For those who don’t know, there is a great race in the world as modern aircraft is rapidly replacing older less fuel-efficient units. While airlines are eager to comply with the politics of climate concerns, the real need they have is to save money in fuel, so less fuel consumed gives the airlines tremendous ability to stay relevant in the market. So Airbus makes a series of planes that are very good and the world is buying them up by the thousands and those planes are creating a fleet for the foreseeable future. Boeing by nature is competing directly with Airbus for a seat at the table and this Boeing 737 is the key to their market driven approach. With over 5000 back logged orders, time is everything and it won’t take much for those orders to convert from a Boeing purchase to Airbus. Airlines need a modern airplane that burns a lot less fuel and both of these new offerings from Boeing, the 737 Max series and the Airbus A320 are the hottest offerings to come along in many years. Boeing stands to lose over $25 billion in market value which could cost it for the foreseeable future and really isn’t fair to them.

The Boeing 737 Max 8 and 9 are fantastic airplanes that are light years away from their predecessors by way of safety and efficiency. But part of what is driving this new global market is that airlines in remote parts of the earth are now emerging in places like Indonesia and Ethiopia. You won’t many old planes in the fleets of those upstart airlines because a few years ago none of them existed. But the world has become smaller and global economic needs have created a reason for these airlines to exist so they are popping up like flowers on a spring weekend all around the world, even in places that are considered third world markets. But the problem with that growth is where do the pilots who fly those planes come from. That is the multi-billion-dollar problem that nobody wants to talk about, which is why nobody has opened up the black boxes yet, because the real source of the trouble linking the two Boeing 737 Max jet crashes is pilot error in overcoming environmental elements that threw off the autopilot.

The Boeing 737 Max 8 and 9 knew from the beginning that to enter these new airline markets that their customers did not have years of experienced fighter pilots to draw from to fly their planes in a commercial endeavor. The United States enjoys lots of aviation experience from their pilot pools which is why you don’t see them crashing their Boeing 737s into the ground every few months. Foreign airlines want push button flying and Boeing has tried to give that to them. But sometimes a pilot needs to be a pilot and overcome situational elements for the safety of the passengers on board. I mean do you really want a person flying you around out of Ethiopia whose previous jobs was feeding monkeys or polishing shoes at the airport? You’d want a pilot with thousands of hours of flight experience and the military of a country is a good place to recruit such talent, and obviously the United States has the most opportunities to produce those kinds of pilots. So when the planes start behaving unreliably under the control of an autopilot system, they simply shut them down and fly in the traditional way. But for airlines operating in third world countries, they just don’t have the ability to draw from a deep pilot pool of experience.
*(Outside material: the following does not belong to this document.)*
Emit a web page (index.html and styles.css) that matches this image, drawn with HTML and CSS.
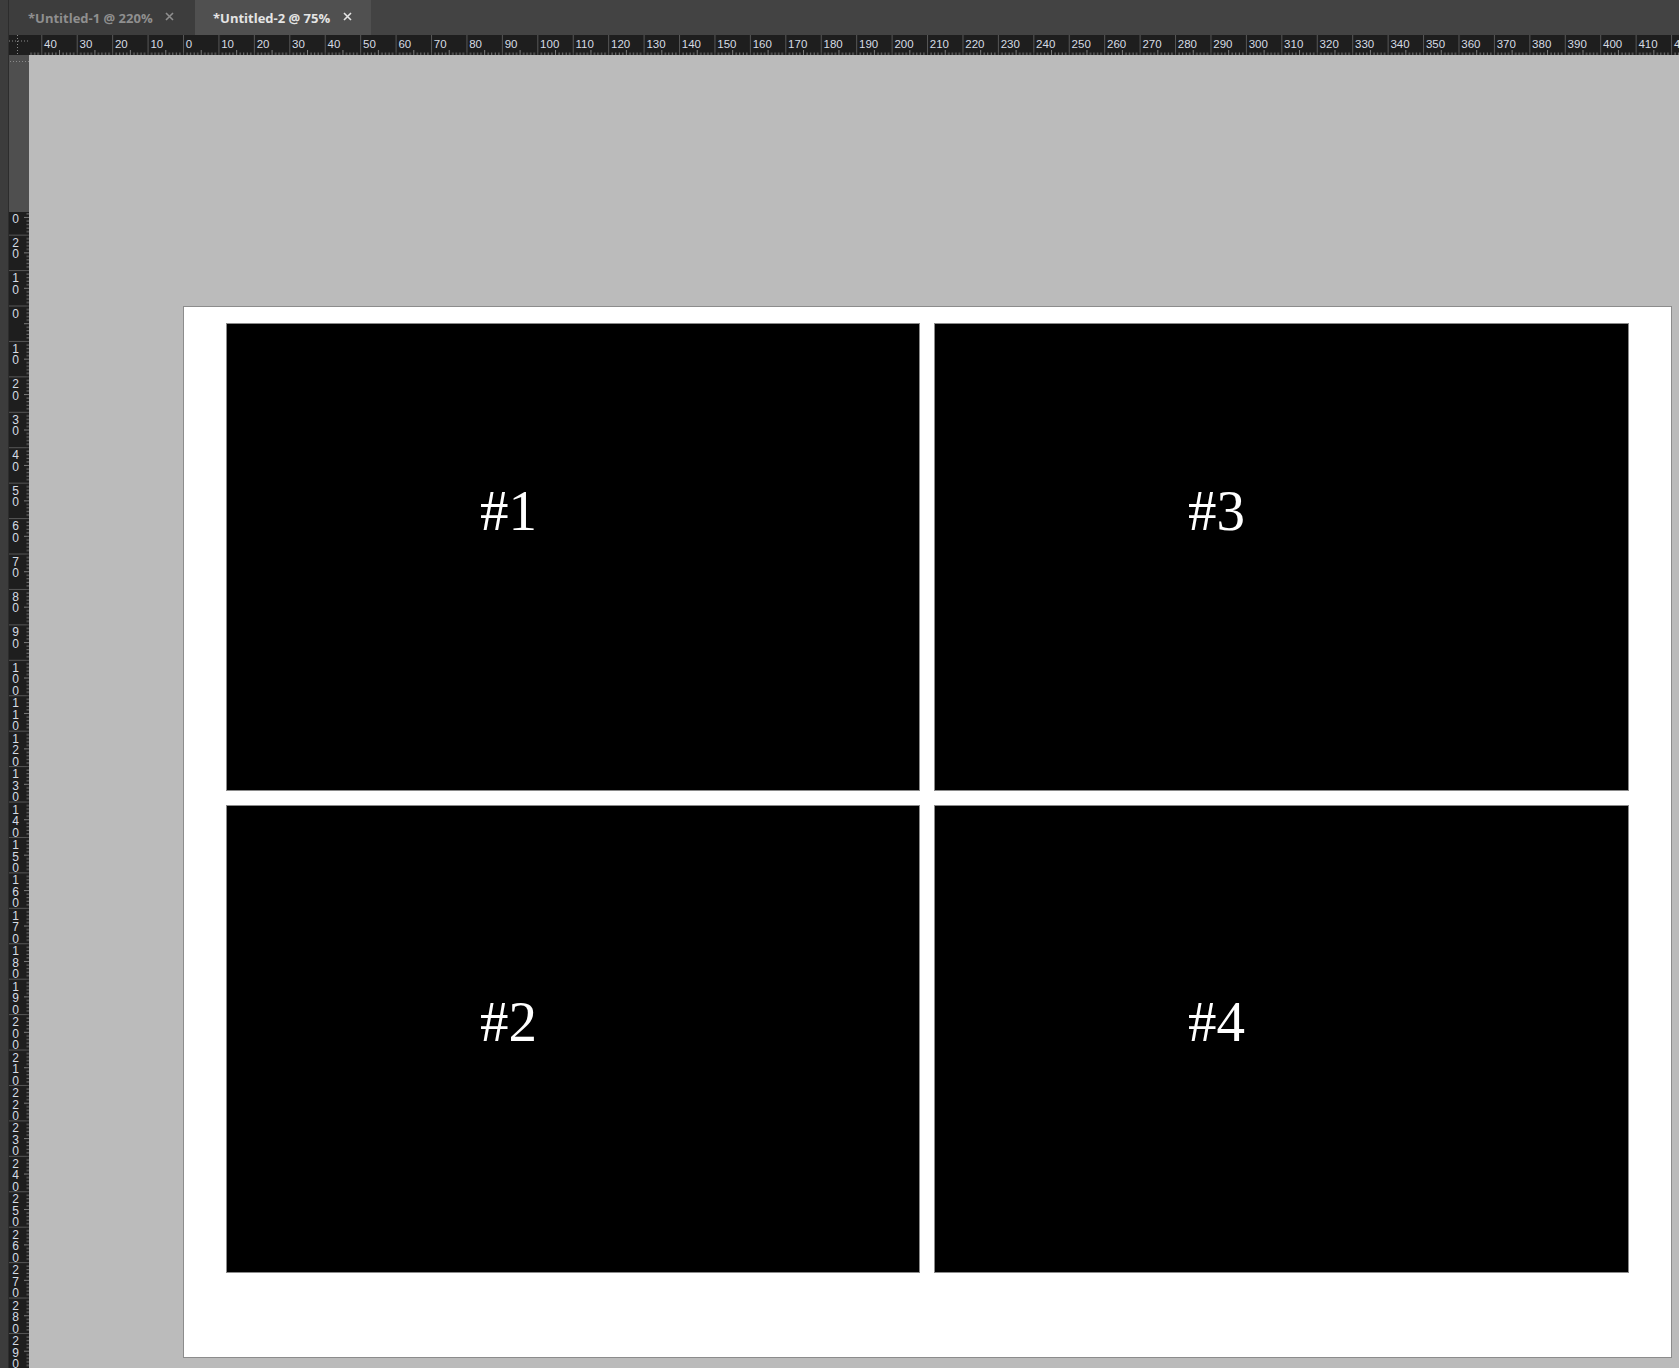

Both Boeing and Airbus are trying to build airplanes that inexperienced pilots can fly in these emerging markets. Maybe one is further along than the other, but both are trying to use software to overcome stupid, and that doesn’t lend itself to a good safety record. There is going to be a learning curve in software design and these crashes are part of that learning curve. The problem is not in the planes themselves. It is in using computers to overcome the lack of experience that airlines are all scrambling to utilize. And it’s not fair to an American airline manufacturer to burden them with this problem and hurt them economically when the real problem is in the lack of experience of the global marketplace of the pilots.

To listen to the politicians of the world, especially in the United States, berate Boeing and call for the grounding of the 737 Max planes has been an experience in complete lunacy. Who are these idiots who think it’s economically viable to hurt such a valuable American company in a time when they need to be ramping up production, not scaling down over a safety issue that is not even their problem? Overcoming stupid is not a burden they should be coupled with, yet that is the expectation. That is why President Trump should put his support behind Boeing and get the planes back up in the air quickly so that in the global marketplace, Boeing doesn’t lose its share of the plane deliveries that are demanded for this current aerospace expansion. If consumers aren’t buying the 737 Max jets, they’ll just buy the Airbus A320 series. The marketplace will go on, but Boeing might be damaged for well over a decade when it is needed most.

Any politician that condemns any company or corporation is a destructive element in the scheme of things. In most cases politicians would have a hard time managing a fast food restaurant let alone a multibillion-dollar company that has the responsibility for building airplanes that safely transfer people all over the world. In a fast food example if some worker forgets to put a straw in the bag at the drive thru window, people don’t die. But in passenger airline travel, they do if the pilots forget to override an autopilot system when sensors or environment elements throw off the computations of the onboard computer. Yet in some cases the skill levels are the same, and a politician who doesn’t know better is more dangerous because they fail to properly identify the problem. Which in the case of Boeing costing the company hundreds of millions of dollars of business per day that their airplanes are grounded while the rest of the world marches on. President Trump should get those planes back in the air quickly so that more market share isn’t lost. American pilots won’t have the same problem as the Ethiopian pilots and those in Indonesia at Lion Air. The problem is in pilot training, not the planes themselves, and that is the element in all this that nobody is talking about. And it’s the only thing that matters.